__To be done__. Track down the lines that contain "styled" and copy them.

__Dataset__.

## start

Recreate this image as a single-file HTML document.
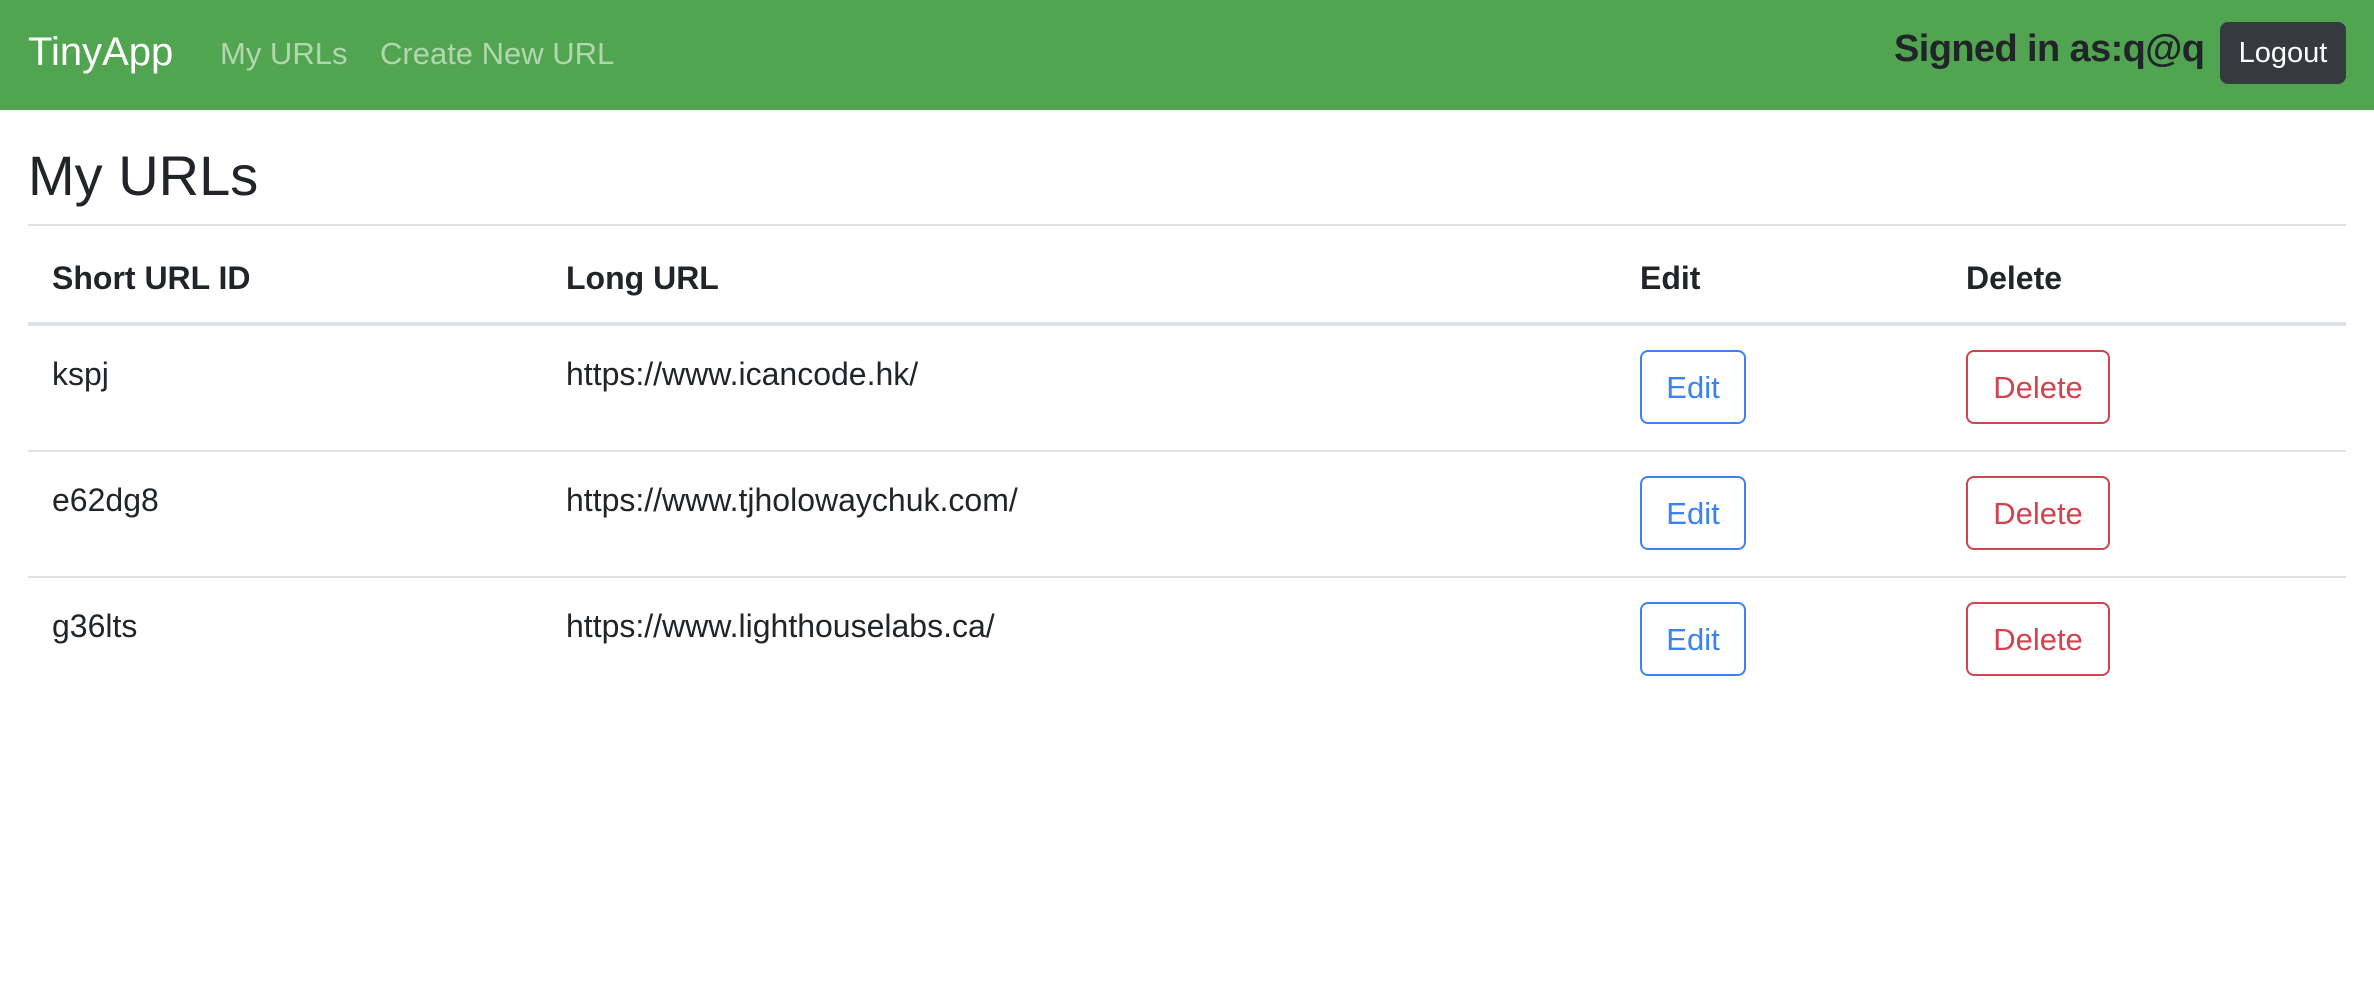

## end
## start

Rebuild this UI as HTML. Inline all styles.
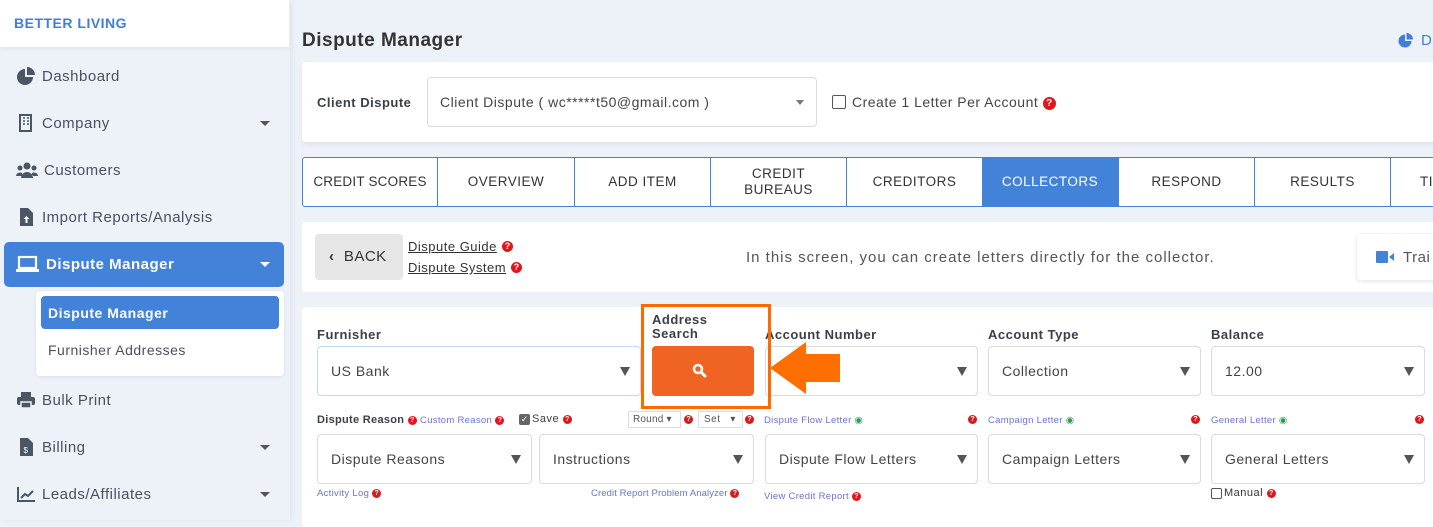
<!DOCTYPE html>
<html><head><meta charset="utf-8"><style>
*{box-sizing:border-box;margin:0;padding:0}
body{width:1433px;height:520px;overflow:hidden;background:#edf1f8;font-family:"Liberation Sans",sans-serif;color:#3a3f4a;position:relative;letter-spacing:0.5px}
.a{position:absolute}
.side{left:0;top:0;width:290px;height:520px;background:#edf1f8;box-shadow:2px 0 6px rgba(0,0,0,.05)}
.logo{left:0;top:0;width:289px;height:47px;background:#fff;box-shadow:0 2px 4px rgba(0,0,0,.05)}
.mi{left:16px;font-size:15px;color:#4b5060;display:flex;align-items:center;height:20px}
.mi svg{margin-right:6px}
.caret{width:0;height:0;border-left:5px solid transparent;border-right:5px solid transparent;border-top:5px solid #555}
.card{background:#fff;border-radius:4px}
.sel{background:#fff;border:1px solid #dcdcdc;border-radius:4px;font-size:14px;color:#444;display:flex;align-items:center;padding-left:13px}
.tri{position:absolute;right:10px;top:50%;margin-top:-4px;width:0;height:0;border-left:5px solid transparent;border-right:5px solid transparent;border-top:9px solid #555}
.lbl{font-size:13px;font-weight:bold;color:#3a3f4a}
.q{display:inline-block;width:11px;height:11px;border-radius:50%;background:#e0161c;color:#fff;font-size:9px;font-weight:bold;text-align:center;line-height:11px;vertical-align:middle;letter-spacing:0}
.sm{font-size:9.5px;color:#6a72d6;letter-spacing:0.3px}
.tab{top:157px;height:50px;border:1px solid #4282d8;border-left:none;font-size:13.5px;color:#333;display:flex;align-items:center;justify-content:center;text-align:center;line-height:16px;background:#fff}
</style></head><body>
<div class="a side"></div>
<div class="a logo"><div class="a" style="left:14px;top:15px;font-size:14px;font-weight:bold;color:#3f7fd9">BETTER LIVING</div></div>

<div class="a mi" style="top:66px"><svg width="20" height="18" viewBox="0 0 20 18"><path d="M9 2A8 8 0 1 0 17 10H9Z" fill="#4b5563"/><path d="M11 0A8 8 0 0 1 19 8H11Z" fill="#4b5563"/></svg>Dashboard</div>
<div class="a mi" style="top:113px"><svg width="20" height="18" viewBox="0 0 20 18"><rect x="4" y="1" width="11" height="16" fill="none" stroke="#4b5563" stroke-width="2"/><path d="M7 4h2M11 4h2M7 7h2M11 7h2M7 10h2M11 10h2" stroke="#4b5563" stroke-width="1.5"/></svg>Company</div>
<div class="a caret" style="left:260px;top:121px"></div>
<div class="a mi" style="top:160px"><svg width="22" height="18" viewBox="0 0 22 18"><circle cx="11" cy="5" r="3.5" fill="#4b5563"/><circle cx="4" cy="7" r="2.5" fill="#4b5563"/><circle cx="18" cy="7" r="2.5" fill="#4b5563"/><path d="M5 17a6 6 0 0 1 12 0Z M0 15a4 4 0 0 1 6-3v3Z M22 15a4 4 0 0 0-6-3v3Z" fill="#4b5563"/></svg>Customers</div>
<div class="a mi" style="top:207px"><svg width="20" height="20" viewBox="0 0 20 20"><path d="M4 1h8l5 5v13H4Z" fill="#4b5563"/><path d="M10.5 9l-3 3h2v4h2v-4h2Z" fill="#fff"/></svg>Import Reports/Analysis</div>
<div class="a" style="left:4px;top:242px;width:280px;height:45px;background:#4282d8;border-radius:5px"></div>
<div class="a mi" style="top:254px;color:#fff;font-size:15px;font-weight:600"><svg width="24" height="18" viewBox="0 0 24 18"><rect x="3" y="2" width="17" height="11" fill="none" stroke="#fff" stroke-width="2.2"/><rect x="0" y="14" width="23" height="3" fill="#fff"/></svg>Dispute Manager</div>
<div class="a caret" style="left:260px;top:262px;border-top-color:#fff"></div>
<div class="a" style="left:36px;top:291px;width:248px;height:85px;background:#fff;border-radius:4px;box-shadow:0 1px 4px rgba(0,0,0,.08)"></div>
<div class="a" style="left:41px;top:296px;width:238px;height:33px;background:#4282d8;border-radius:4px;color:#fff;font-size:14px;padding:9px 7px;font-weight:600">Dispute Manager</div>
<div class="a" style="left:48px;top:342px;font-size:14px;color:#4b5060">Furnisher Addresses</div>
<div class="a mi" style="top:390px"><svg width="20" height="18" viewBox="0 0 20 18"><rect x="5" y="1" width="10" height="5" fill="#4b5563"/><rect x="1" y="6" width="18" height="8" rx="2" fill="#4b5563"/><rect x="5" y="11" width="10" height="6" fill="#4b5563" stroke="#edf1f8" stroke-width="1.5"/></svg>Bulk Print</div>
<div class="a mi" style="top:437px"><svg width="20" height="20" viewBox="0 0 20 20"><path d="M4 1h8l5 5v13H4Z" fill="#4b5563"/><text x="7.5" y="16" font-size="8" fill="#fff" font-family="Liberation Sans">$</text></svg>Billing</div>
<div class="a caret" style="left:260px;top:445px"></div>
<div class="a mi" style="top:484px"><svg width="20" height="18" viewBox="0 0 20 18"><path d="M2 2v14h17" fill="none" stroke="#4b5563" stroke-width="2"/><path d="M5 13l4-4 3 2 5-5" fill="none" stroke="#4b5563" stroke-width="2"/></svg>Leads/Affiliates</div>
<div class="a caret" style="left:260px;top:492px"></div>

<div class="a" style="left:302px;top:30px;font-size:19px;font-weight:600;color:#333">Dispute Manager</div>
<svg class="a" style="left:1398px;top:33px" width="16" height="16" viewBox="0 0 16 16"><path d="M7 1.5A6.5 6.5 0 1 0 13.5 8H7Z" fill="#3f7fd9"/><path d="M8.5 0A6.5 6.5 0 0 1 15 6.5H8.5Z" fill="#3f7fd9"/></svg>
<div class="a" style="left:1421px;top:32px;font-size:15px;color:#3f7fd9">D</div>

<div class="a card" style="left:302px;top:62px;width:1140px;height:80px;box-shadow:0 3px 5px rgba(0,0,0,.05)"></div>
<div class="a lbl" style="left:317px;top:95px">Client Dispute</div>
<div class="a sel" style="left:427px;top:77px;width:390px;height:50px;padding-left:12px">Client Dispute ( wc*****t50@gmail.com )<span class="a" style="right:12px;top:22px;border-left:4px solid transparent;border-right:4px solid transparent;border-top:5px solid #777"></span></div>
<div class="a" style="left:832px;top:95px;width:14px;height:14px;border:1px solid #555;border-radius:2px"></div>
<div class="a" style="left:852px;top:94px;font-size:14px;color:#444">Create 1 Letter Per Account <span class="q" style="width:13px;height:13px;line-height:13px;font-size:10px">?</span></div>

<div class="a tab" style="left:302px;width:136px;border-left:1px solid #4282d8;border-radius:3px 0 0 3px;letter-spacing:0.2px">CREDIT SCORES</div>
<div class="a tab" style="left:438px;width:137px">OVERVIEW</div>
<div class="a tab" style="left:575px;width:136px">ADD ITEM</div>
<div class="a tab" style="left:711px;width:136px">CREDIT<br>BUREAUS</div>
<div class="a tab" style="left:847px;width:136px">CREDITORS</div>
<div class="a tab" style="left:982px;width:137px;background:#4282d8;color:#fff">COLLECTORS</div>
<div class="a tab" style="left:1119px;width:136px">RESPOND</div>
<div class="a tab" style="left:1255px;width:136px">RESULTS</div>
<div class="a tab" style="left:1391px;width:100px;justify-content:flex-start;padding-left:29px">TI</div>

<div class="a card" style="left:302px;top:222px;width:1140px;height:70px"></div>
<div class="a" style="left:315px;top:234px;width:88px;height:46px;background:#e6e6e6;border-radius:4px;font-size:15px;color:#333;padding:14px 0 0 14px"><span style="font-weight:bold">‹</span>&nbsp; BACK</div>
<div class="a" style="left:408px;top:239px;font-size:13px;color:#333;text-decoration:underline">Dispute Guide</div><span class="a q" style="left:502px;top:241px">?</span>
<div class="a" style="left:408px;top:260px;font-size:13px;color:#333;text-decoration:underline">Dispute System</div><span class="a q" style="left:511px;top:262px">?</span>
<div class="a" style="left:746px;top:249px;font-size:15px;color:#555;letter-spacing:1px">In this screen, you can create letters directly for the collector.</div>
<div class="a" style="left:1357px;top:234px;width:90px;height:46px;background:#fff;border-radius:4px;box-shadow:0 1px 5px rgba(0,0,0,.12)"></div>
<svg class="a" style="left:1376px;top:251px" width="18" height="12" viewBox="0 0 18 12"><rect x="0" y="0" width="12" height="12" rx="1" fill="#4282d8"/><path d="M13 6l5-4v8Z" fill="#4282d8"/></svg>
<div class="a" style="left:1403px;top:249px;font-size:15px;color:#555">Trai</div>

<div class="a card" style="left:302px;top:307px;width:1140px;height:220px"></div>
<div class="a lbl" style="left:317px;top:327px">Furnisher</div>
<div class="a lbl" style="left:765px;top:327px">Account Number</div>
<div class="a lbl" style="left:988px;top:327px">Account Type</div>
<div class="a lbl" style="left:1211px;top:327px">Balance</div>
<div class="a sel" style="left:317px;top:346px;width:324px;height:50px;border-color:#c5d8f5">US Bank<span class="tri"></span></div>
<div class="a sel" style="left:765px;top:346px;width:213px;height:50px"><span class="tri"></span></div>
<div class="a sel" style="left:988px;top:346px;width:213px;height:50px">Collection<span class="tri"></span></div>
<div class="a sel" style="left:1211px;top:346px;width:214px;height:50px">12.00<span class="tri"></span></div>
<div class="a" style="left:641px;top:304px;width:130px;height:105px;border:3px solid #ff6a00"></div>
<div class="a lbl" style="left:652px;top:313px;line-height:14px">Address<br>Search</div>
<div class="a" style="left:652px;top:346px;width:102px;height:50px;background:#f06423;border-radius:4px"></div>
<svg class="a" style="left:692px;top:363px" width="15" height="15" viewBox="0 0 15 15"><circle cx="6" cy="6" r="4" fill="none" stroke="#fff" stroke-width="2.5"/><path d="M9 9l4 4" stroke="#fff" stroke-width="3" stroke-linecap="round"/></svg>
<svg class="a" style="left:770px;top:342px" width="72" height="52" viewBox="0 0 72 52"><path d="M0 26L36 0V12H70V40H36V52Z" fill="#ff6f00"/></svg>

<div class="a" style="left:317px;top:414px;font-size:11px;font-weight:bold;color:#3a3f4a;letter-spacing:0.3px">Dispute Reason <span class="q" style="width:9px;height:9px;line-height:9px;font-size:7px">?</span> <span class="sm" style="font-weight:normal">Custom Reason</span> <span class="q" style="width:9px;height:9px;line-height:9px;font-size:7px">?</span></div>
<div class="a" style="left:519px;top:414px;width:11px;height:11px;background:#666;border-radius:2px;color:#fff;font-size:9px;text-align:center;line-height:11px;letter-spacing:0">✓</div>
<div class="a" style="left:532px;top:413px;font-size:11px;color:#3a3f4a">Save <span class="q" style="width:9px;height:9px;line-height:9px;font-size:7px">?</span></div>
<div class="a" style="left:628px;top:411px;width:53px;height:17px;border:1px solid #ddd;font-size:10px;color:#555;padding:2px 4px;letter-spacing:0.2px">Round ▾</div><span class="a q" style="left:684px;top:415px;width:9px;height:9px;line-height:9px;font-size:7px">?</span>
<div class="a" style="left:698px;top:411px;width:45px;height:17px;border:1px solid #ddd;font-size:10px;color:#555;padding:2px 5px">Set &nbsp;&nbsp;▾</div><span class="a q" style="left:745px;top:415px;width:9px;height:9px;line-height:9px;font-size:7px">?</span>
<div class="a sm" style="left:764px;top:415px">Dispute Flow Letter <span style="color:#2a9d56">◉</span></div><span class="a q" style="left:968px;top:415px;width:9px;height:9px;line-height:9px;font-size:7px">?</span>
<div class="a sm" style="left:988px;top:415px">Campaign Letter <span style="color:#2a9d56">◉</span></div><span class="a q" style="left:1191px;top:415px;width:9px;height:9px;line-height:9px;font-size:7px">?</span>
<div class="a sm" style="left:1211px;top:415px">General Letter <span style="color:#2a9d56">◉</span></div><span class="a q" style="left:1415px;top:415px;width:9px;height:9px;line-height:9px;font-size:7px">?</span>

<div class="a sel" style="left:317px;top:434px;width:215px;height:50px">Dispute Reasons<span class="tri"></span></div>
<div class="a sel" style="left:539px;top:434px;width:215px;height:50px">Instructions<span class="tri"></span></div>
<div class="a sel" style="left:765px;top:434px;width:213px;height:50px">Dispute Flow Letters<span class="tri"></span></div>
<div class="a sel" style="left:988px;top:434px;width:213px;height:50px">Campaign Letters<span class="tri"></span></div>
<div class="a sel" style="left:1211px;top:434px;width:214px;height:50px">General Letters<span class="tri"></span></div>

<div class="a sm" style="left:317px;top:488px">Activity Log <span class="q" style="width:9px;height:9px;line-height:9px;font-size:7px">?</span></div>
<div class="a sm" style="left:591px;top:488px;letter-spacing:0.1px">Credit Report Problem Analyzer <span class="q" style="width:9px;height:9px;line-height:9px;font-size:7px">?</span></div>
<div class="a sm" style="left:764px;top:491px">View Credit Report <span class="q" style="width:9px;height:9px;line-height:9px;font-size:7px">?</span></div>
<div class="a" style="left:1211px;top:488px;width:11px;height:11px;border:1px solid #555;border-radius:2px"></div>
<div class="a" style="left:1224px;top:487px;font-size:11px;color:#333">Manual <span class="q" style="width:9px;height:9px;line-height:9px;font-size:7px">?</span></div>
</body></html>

## end
## start

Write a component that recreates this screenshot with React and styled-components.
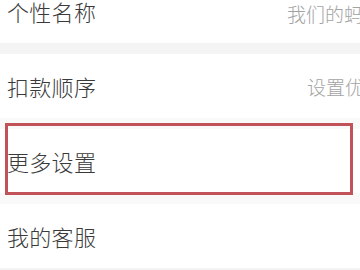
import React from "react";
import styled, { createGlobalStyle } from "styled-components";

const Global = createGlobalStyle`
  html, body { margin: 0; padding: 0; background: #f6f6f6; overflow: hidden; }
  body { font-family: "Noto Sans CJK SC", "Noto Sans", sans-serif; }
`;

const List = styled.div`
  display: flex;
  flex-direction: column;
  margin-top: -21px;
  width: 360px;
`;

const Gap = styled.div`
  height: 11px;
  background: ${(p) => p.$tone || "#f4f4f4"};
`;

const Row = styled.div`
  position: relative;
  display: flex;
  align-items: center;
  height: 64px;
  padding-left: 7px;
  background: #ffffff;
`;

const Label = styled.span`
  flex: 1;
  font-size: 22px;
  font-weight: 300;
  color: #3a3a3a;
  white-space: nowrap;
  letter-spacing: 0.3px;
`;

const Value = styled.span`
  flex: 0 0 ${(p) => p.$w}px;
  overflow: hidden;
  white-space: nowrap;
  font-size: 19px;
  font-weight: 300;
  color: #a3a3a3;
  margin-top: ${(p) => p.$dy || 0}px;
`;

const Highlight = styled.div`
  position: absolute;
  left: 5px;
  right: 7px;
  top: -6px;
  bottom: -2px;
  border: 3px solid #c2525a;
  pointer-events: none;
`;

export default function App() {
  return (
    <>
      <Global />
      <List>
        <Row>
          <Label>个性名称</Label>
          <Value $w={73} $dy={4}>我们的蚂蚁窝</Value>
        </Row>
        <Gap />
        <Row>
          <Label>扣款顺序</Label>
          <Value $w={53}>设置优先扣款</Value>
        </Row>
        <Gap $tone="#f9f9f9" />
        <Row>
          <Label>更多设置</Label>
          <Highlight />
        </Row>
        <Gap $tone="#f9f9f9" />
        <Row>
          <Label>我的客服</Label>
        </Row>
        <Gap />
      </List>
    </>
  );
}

## end

__Task solution__.
Write a component that recreates this screenshot with React and styled-components.
import styled, { createGlobalStyle } from "styled-components";
const List = styled.div`
const Gap = styled.div`
const Row = styled.div`
const Label = styled.span`
const Value = styled.span`
const Highlight = styled.div`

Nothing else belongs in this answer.